Trump’s march to war on Iran aided by Democrats’ weakness on sanctions, nuclear deal


The US assassination of Qasem Soleimani, a top Iranian military commander, is the culmination of three years of Trump administration war-mongering against Iran.

Jamal Abdi, president of the National Iranian American Council, discusses Trump’s radical neocon agenda in Iran and how Democratic votes for new sanctions against Tehran helped lay the groundwork for the current crisis.

Guest: Jamal Abdi, president of the National Iranian American Council.

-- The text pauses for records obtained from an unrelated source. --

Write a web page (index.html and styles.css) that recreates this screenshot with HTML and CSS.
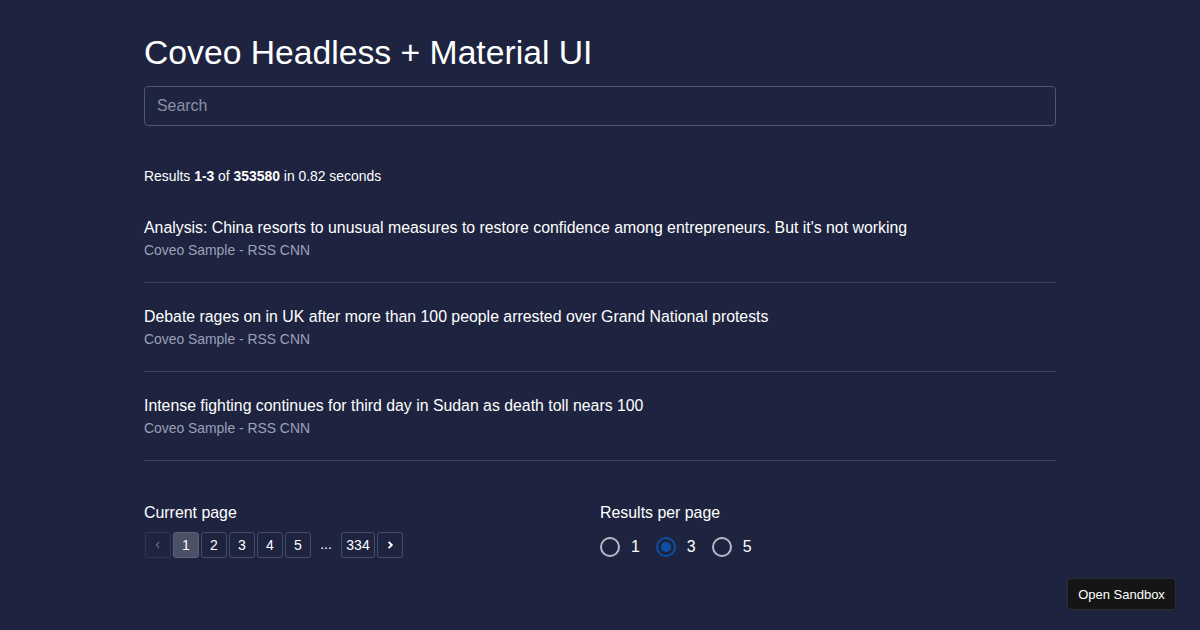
FILE: index.html
```html
<!DOCTYPE html>
<html>
<head>
<meta charset="utf-8">
<link rel="stylesheet" href="styles.css">
</head>
<body>
<main class="page">
  <h1 class="title">Coveo Headless + Material UI</h1>
  <div class="search"><span class="placeholder">Search</span></div>
  <p class="summary">Results <b>1-3</b> of <b>353580</b> in 0.82 seconds</p>
  <ul class="results">
    <li class="result">
      <div class="r-title">Analysis: China resorts to unusual measures to restore confidence among entrepreneurs. But it's not working</div>
      <div class="r-source">Coveo Sample - RSS CNN</div>
    </li>
    <li class="result">
      <div class="r-title">Debate rages on in UK after more than 100 people arrested over Grand National protests</div>
      <div class="r-source">Coveo Sample - RSS CNN</div>
    </li>
    <li class="result">
      <div class="r-title">Intense fighting continues for third day in Sudan as death toll nears 100</div>
      <div class="r-source">Coveo Sample - RSS CNN</div>
    </li>
  </ul>
  <div class="footer">
    <div class="col">
      <div class="label">Current page</div>
      <div class="pager">
        <span class="pbtn disabled"><svg width="10" height="10" viewBox="0 0 10 10"><path d="M6.2 2 L3.4 5 L6.2 8" fill="none" stroke="currentColor" stroke-width="1.4"/></svg></span>
        <span class="pbtn active">1</span>
        <span class="pbtn">2</span>
        <span class="pbtn">3</span>
        <span class="pbtn">4</span>
        <span class="pbtn">5</span>
        <span class="ellipsis">...</span>
        <span class="pbtn wide">334</span>
        <span class="pbtn"><svg width="10" height="10" viewBox="0 0 10 10"><path d="M3.6 1.8 L6.8 5 L3.6 8.2" fill="none" stroke="currentColor" stroke-width="1.9"/></svg></span>
      </div>
    </div>
    <div class="col">
      <div class="label">Results per page</div>
      <div class="radios">
        <span class="radio"><span class="circle"></span>1</span>
        <span class="radio checked"><span class="circle"></span>3</span>
        <span class="radio"><span class="circle"></span>5</span>
      </div>
    </div>
  </div>
</main>
<button class="sandbox">Open Sandbox</button>
</body>
</html>
```

FILE: styles.css
```css
html, body {
  margin: 0;
  padding: 0;
  background: #1e2440;
  color: #ffffff;
  font-family: "Liberation Sans", Arial, sans-serif;
  height: 100%;
  overflow: hidden;
}
.page {
  width: 912px;
  margin: 0 auto;
  padding-top: 32px;
}
.title {
  font-size: 33.7px;
  font-weight: 400;
  margin: 0;
  line-height: 40px;
}
.search {
  margin-top: 14px;
  height: 38px;
  border: 1px solid #4f5670;
  border-radius: 4px;
  display: flex;
  align-items: center;
  padding: 0 12px;
}
.placeholder {
  font-size: 15.9px;
  color: #8c91a6;
}
.summary {
  margin: 42px 0 0;
  font-size: 13.9px;
  line-height: 16px;
}
.summary b { font-weight: 700; }
.results {
  list-style: none;
  margin: 25px 0 0;
  padding: 0;
}
.result {
  border-bottom: 1px solid #3b4259;
  padding: 8px 0 22px;
}
.result + .result { padding-top: 23px; }
.r-title {
  font-size: 15.85px;
  line-height: 22px;
  color: #ffffff;
}
.r-source {
  font-size: 13.9px;
  line-height: 20px;
  color: #9aa1b8;
  margin-top: 1px;
}
.footer {
  display: flex;
  margin-top: 42px;
}
.col { width: 456px; }
.label {
  font-size: 15.9px;
  line-height: 20px;
}
.pager {
  display: flex;
  align-items: center;
  gap: 2px;
  margin: 9px 0 0 1px;
}
.pbtn {
  box-sizing: border-box;
  min-width: 26px;
  height: 26px;
  border: 1px solid #454c64;
  border-radius: 3px;
  display: flex;
  align-items: center;
  justify-content: center;
  font-size: 14px;
  color: #ffffff;
  padding: 0 4px;
}
.pbtn.wide { width: 34px; }
.pbtn.disabled { color: #5d6378; border-color: #2f3650; }
.pbtn.active { background: #4b5066; border-color: #5c6179; }
.ellipsis {
  width: 26px;
  text-align: center;
  font-size: 14px;
  color: #ffffff;
  padding-bottom: 2px;
}
.radios {
  display: flex;
  align-items: center;
  margin-top: 14px;
}
.radio {
  display: flex;
  align-items: center;
  font-size: 15.9px;
  margin-right: 16px;
}
.circle {
  box-sizing: border-box;
  width: 20px;
  height: 20px;
  border: 2px solid #b7bac4;
  border-radius: 50%;
  margin-right: 11px;
  position: relative;
}
.radio.checked .circle { border-color: #0d4fa3; }
.radio.checked .circle::after {
  content: "";
  position: absolute;
  left: 3px; top: 3px;
  width: 10px; height: 10px;
  border-radius: 50%;
  background: #0d4fa3;
}
.sandbox {
  position: fixed;
  right: 24px;
  bottom: 20px;
  width: 109px;
  height: 32px;
  padding: 0;
  background: #151515;
  border: 1px solid #2e2e2e;
  border-radius: 4px;
  color: #ffffff;
  font-family: "Liberation Sans", Arial, sans-serif;
  font-size: 13px;
}
```
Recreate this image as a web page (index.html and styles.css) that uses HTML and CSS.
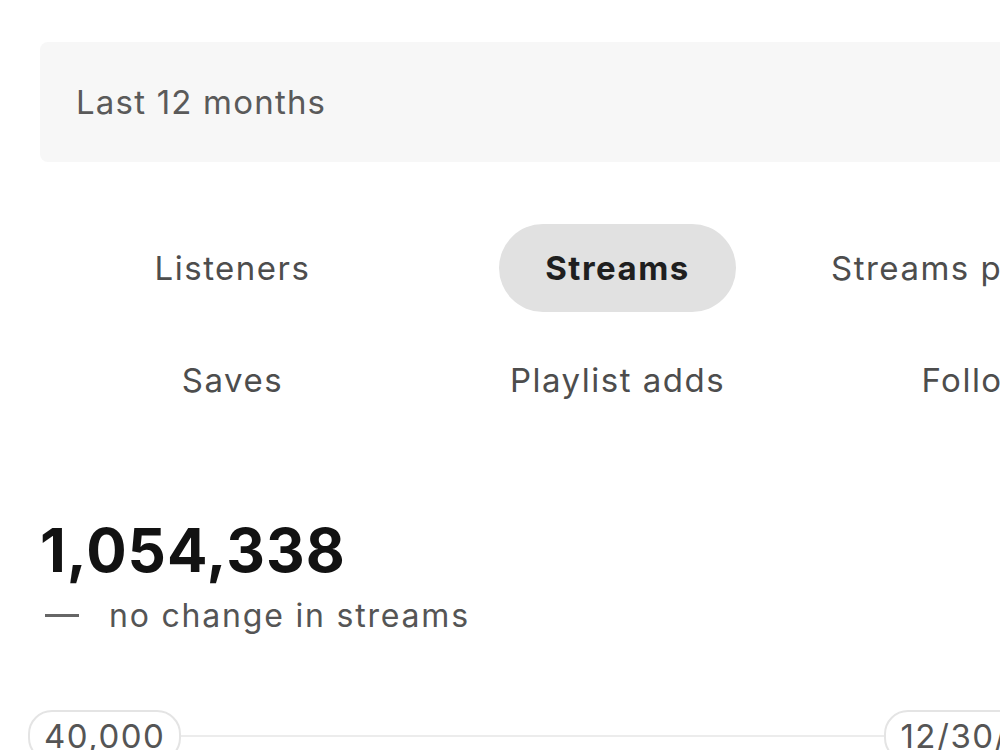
FILE: index.html
```html
<!DOCTYPE html>
<html lang="en">
<head>
    <meta charset="UTF-8">
    <meta name="viewport" content="width=device-width, initial-scale=1.0">
    <title>Stats</title>
    <link rel="stylesheet" href="styles.css">
</head>
<body>

    <div class="page">
        <div class="range-select">Last 12 months</div>

        <div class="tabs">
            <button class="tab">Listeners</button>
            <button class="tab active">Streams</button>
            <button class="tab">Streams per listener</button>
            <button class="tab">Saves</button>
            <button class="tab">Playlist adds</button>
            <button class="tab">Followers</button>
        </div>

        <div class="total">1,054,338</div>
        <div class="change">
            <span class="dash"></span>
            <span>no change in streams</span>
        </div>

        <!-- Chart top row: axis label, grid line, date marker -->
        <div class="chart-top">
            <span class="chip">40,000</span>
            <span class="grid-line"></span>
            <span class="chip date">12/30/2024</span>
        </div>
    </div>

</body>
</html>
```

FILE: styles.css
```css
body {
    margin: 0;
    background-color: #ffffff;
    font-family: Inter, "Noto Sans", sans-serif;
    color: #222;
    overflow: hidden;
}

.page {
    width: 1160px;
    padding-left: 40px;
    padding-top: 42px;
}

.range-select {
    height: 120px;
    background-color: #f7f7f7;
    border-radius: 8px 0 0 8px;
    padding-left: 36px;
    display: flex;
    align-items: center;
    font-size: 33px;
    color: #5a5a5a;
    letter-spacing: 1.2px;
}

.tabs {
    display: grid;
    grid-template-columns: repeat(3, 385px);
    grid-auto-rows: 88px;
    row-gap: 24px;
    margin-top: 62px;
}

.tab {
    justify-self: center;
    height: 88px;
    padding: 0 46px;
    border: none;
    border-radius: 44px;
    background: none;
    font-family: inherit;
    font-size: 33px;
    color: #4d4d4d;
    white-space: nowrap;
    letter-spacing: 1.5px;
}

.tab.active {
    background-color: #e1e1e1;
    color: #1f1f1f;
    font-weight: 700;
}

.total {
    margin-top: 90px;
    font-size: 60px;
    font-weight: 700;
    color: #121212;
    line-height: 72px;
    letter-spacing: 1px;
}

.change {
    display: flex;
    align-items: center;
    gap: 30px;
    margin-top: 10px;
    padding-left: 5px;
    font-size: 32px;
    color: #555;
    letter-spacing: 1.8px;
}

.dash {
    width: 34px;
    height: 3px;
    background-color: #666;
}

.chart-top {
    display: flex;
    align-items: center;
    margin-top: 75px;
    margin-left: -12px;
}

.chip {
    border: 2px solid #e4e4e4;
    border-radius: 24px;
    padding: 4px 14px;
    font-size: 33px;
    color: #555;
    letter-spacing: 1.5px;
    white-space: nowrap;
}

.grid-line {
    width: 703px;
    height: 2px;
    background-color: #ececec;
}
```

The US assassination of Qasem Soleimani, a top Iranian military commander, is the culmination of three years of Trump administration war-mongering against Iran. It began with the sabotage of the Iran nuclear deal and has continued with a number of escalatory steps – none more brazen and potentially catastrophic as this murder inside Iraq. Democratic centrists are criticizing Trump – but they have played a role here too. Back in 2017, with the exception of Bernie Sanders, Democrats in Congress voted for sanctions on Iran that helped Trump kill the nuclear deal. And even recently, the Democrats overwhelmingly voted for a massive military budget and helped kill a proposal from Sanders and Ro Khanna that opposed unauthorized military action against Iran.

Jamal Abdi, president of the National Iranian American Council, tells Pushback that Democrats’ failure to defend the Iran nuclear deal helped Trump escalate his march to war on Iran. Abdi saw this back when Democrats joined Republicans to pass new sanctions on Iran in 2017. The “most senior Democrat”, Abdi says, assured him that Donald Trump was not going to break the Iran nuclear deal.

“I, in a conversation with a very senior Democrat, the most senior Democrat, [relayed] my concerns [that] the Democrats’ passing or signing on to those sanctions and combining them with Russia sanctions, was going to give Trump a pass to eventually abandon the Iran deal, and sort of neuter the Democrats’ ability to stand up to Donald Trump against that by, encouraging them to continue with more and more sanctions,” Abdi recalls. “And I was told no, Donald Trump is not going to leave the nuclear deal – it’s all posture, it’s never going to happen, full stop.”

Democrats, with the exception of Bernie Sanders, voted to approve those Iran sanctions in July 2017. Trump announced the US withdrawal from the Iran nuclear less than a year later, in May 2018. To Abdi, Democratic support for sanctions on Iran “helped lay the groundwork” for Trump’s abrogation of the Iran nuclear deal and ensuing escalations.

“As much as people in Washington and around the country say this is not normal, and Donald Trump has to be treated as a special type of threat, it has been very much business as usual,” Abdi says. “And now we’re literally doing impeachment as Donald Trump is marching us off the cliff to war. So I really think that on things like the nuclear deal, and with his Iran policy, there was an opportunity to be strong, and for Democrats to put their foot down and say we are not going to allow you to breach, or even flirt with breaching, this deal. And by sending these mixed signals and really perpetuating the politics that provide the kindling for these types of activities — by the Democrats turning Iran sanctions once again into ‘good politics’ – [that] actually helped lay the groundwork for Donald Trump to end the deal and then escalate these sanctions and now potentially start this war with Iran that we’ve been warning about for so long.”